Web page code records

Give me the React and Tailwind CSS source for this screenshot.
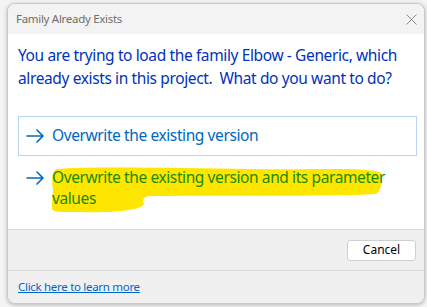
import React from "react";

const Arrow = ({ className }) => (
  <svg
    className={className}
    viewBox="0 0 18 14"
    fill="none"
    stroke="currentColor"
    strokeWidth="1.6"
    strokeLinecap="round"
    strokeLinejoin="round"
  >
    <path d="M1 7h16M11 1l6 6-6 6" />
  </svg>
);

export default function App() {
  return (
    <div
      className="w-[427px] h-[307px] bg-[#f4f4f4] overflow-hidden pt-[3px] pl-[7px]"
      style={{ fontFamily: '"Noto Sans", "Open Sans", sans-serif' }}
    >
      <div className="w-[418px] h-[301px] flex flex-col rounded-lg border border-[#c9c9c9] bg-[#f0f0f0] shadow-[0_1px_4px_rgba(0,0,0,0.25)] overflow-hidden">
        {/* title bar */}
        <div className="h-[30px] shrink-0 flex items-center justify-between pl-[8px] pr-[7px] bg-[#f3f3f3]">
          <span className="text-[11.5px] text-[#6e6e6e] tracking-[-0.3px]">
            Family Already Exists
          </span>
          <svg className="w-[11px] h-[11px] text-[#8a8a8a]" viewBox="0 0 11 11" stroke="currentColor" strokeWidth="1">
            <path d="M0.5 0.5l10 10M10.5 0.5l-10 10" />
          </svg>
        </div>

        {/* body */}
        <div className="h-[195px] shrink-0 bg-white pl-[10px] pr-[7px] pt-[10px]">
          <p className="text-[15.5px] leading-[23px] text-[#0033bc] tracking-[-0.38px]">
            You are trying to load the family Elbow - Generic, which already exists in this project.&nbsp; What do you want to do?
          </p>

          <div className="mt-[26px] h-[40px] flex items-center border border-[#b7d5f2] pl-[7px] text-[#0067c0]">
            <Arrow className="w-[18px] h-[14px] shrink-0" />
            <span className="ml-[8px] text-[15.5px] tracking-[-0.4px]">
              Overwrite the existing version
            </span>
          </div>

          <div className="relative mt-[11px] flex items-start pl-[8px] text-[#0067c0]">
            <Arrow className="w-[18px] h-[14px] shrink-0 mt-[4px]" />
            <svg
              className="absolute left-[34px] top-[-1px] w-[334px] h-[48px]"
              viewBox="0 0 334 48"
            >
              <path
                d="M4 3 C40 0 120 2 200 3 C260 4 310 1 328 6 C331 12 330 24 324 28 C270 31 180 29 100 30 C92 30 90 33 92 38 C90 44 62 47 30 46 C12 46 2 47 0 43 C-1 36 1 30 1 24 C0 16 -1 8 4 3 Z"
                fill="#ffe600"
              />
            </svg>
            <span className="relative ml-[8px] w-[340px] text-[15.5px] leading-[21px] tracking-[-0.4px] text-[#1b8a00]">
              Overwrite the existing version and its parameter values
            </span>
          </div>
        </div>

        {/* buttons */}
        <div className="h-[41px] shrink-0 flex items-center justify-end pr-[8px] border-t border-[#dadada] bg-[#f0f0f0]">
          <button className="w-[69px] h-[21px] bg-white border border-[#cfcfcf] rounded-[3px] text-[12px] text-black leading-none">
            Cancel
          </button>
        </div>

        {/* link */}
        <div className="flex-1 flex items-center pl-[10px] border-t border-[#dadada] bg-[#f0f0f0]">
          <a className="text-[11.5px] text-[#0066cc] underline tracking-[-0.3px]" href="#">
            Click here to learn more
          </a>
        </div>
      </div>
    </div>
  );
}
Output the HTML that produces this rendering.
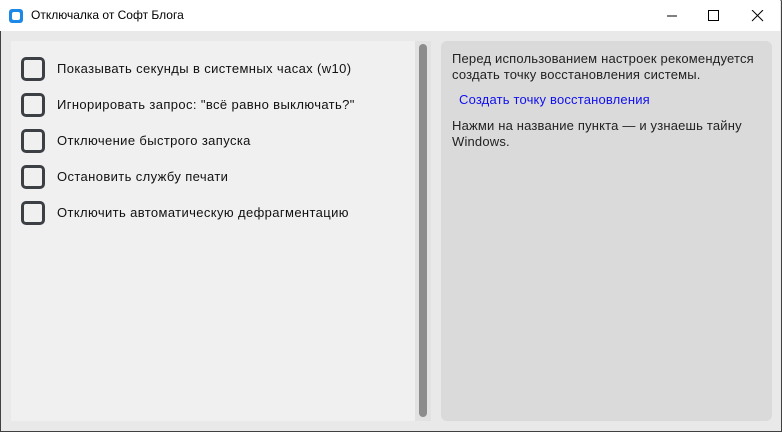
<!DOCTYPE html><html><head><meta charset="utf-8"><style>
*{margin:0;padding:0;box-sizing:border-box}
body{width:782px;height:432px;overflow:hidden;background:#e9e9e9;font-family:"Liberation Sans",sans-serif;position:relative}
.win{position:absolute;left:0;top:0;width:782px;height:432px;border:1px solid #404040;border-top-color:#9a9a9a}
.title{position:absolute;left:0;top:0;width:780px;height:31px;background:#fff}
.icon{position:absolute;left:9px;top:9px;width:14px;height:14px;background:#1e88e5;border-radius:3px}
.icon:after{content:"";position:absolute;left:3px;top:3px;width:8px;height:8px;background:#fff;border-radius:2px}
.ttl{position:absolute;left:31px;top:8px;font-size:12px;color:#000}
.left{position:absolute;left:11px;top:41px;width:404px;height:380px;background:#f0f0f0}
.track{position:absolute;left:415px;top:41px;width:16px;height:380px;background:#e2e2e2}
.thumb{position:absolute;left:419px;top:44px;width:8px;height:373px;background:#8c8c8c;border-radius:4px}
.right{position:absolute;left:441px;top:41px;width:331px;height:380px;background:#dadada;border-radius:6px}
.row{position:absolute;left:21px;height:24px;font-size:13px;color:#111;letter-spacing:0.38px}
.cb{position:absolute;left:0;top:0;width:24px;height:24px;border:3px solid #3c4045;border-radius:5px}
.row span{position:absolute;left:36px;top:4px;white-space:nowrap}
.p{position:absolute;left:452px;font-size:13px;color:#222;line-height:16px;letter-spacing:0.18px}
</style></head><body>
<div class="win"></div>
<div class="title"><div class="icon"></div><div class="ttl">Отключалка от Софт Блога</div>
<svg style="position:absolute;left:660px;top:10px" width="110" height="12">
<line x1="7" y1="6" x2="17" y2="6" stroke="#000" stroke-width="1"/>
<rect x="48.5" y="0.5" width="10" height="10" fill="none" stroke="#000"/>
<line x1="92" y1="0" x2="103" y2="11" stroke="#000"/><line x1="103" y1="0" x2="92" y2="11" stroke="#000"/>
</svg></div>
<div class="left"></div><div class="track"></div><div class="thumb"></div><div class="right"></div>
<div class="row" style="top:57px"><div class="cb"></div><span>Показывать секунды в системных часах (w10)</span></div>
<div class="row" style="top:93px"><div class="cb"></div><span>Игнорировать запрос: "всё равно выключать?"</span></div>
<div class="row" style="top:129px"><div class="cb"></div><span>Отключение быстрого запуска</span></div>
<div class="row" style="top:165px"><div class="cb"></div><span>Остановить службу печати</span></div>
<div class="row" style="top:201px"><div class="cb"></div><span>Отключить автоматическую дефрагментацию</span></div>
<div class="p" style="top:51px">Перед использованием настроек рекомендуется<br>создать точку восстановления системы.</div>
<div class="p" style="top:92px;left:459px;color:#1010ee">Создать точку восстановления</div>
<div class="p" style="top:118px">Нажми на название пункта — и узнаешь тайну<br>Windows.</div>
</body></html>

Task description: Leave out the pictures and restate everything else word for word.

Exercise response:
Give me the React and Tailwind CSS source for this screenshot.
import React from "react";

const Arrow = ({ className }) => (
  <svg
    className={className}
    viewBox="0 0 18 14"
    fill="none"
    stroke="currentColor"
    strokeWidth="1.6"
    strokeLinecap="round"
    strokeLinejoin="round"
  >
    <path d="M1 7h16M11 1l6 6-6 6" />
  </svg>
);

export default function App() {
  return (
    <div
      className="w-[427px] h-[307px] bg-[#f4f4f4] overflow-hidden pt-[3px] pl-[7px]"
      style={{ fontFamily: '"Noto Sans", "Open Sans", sans-serif' }}
    >
      <div className="w-[418px] h-[301px] flex flex-col rounded-lg border border-[#c9c9c9] bg-[#f0f0f0] shadow-[0_1px_4px_rgba(0,0,0,0.25)] overflow-hidden">
        {/* title bar */}
        <div className="h-[30px] shrink-0 flex items-center justify-between pl-[8px] pr-[7px] bg-[#f3f3f3]">
          <span className="text-[11.5px] text-[#6e6e6e] tracking-[-0.3px]">
            Family Already Exists
          </span>
          <svg className="w-[11px] h-[11px] text-[#8a8a8a]" viewBox="0 0 11 11" stroke="currentColor" strokeWidth="1">
            <path d="M0.5 0.5l10 10M10.5 0.5l-10 10" />
          </svg>
        </div>

        {/* body */}
        <div className="h-[195px] shrink-0 bg-white pl-[10px] pr-[7px] pt-[10px]">
          <p className="text-[15.5px] leading-[23px] text-[#0033bc] tracking-[-0.38px]">
            You are trying to load the family Elbow - Generic, which already exists in this project.&nbsp; What do you want to do?
          </p>

          <div className="mt-[26px] h-[40px] flex items-center border border-[#b7d5f2] pl-[7px] text-[#0067c0]">
            <Arrow className="w-[18px] h-[14px] shrink-0" />
            <span className="ml-[8px] text-[15.5px] tracking-[-0.4px]">
              Overwrite the existing version
            </span>
          </div>

          <div className="relative mt-[11px] flex items-start pl-[8px] text-[#0067c0]">
            <Arrow className="w-[18px] h-[14px] shrink-0 mt-[4px]" />
            <svg
              className="absolute left-[34px] top-[-1px] w-[334px] h-[48px]"
              viewBox="0 0 334 48"
            >
              <path
                d="M4 3 C40 0 120 2 200 3 C260 4 310 1 328 6 C331 12 330 24 324 28 C270 31 180 29 100 30 C92 30 90 33 92 38 C90 44 62 47 30 46 C12 46 2 47 0 43 C-1 36 1 30 1 24 C0 16 -1 8 4 3 Z"
                fill="#ffe600"
              />
            </svg>
            <span className="relative ml-[8px] w-[340px] text-[15.5px] leading-[21px] tracking-[-0.4px] text-[#1b8a00]">
              Overwrite the existing version and its parameter values
            </span>
          </div>
        </div>

        {/* buttons */}
        <div className="h-[41px] shrink-0 flex items-center justify-end pr-[8px] border-t border-[#dadada] bg-[#f0f0f0]">
          <button className="w-[69px] h-[21px] bg-white border border-[#cfcfcf] rounded-[3px] text-[12px] text-black leading-none">
            Cancel
          </button>
        </div>

        {/* link */}
        <div className="flex-1 flex items-center pl-[10px] border-t border-[#dadada] bg-[#f0f0f0]">
          <a className="text-[11.5px] text-[#0066cc] underline tracking-[-0.3px]" href="#">
            Click here to learn more
          </a>
        </div>
      </div>
    </div>
  );
}
Output the HTML that produces this rendering.
<!DOCTYPE html><html><head><meta charset="utf-8"><style>
*{margin:0;padding:0;box-sizing:border-box}
body{width:782px;height:432px;overflow:hidden;background:#e9e9e9;font-family:"Liberation Sans",sans-serif;position:relative}
.win{position:absolute;left:0;top:0;width:782px;height:432px;border:1px solid #404040;border-top-color:#9a9a9a}
.title{position:absolute;left:0;top:0;width:780px;height:31px;background:#fff}
.icon{position:absolute;left:9px;top:9px;width:14px;height:14px;background:#1e88e5;border-radius:3px}
.icon:after{content:"";position:absolute;left:3px;top:3px;width:8px;height:8px;background:#fff;border-radius:2px}
.ttl{position:absolute;left:31px;top:8px;font-size:12px;color:#000}
.left{position:absolute;left:11px;top:41px;width:404px;height:380px;background:#f0f0f0}
.track{position:absolute;left:415px;top:41px;width:16px;height:380px;background:#e2e2e2}
.thumb{position:absolute;left:419px;top:44px;width:8px;height:373px;background:#8c8c8c;border-radius:4px}
.right{position:absolute;left:441px;top:41px;width:331px;height:380px;background:#dadada;border-radius:6px}
.row{position:absolute;left:21px;height:24px;font-size:13px;color:#111;letter-spacing:0.38px}
.cb{position:absolute;left:0;top:0;width:24px;height:24px;border:3px solid #3c4045;border-radius:5px}
.row span{position:absolute;left:36px;top:4px;white-space:nowrap}
.p{position:absolute;left:452px;font-size:13px;color:#222;line-height:16px;letter-spacing:0.18px}
</style></head><body>
<div class="win"></div>
<div class="title"><div class="icon"></div><div class="ttl">Отключалка от Софт Блога</div>
<svg style="position:absolute;left:660px;top:10px" width="110" height="12">
<line x1="7" y1="6" x2="17" y2="6" stroke="#000" stroke-width="1"/>
<rect x="48.5" y="0.5" width="10" height="10" fill="none" stroke="#000"/>
<line x1="92" y1="0" x2="103" y2="11" stroke="#000"/><line x1="103" y1="0" x2="92" y2="11" stroke="#000"/>
</svg></div>
<div class="left"></div><div class="track"></div><div class="thumb"></div><div class="right"></div>
<div class="row" style="top:57px"><div class="cb"></div><span>Показывать секунды в системных часах (w10)</span></div>
<div class="row" style="top:93px"><div class="cb"></div><span>Игнорировать запрос: "всё равно выключать?"</span></div>
<div class="row" style="top:129px"><div class="cb"></div><span>Отключение быстрого запуска</span></div>
<div class="row" style="top:165px"><div class="cb"></div><span>Остановить службу печати</span></div>
<div class="row" style="top:201px"><div class="cb"></div><span>Отключить автоматическую дефрагментацию</span></div>
<div class="p" style="top:51px">Перед использованием настроек рекомендуется<br>создать точку восстановления системы.</div>
<div class="p" style="top:92px;left:459px;color:#1010ee">Создать точку восстановления</div>
<div class="p" style="top:118px">Нажми на название пункта — и узнаешь тайну<br>Windows.</div>
</body></html>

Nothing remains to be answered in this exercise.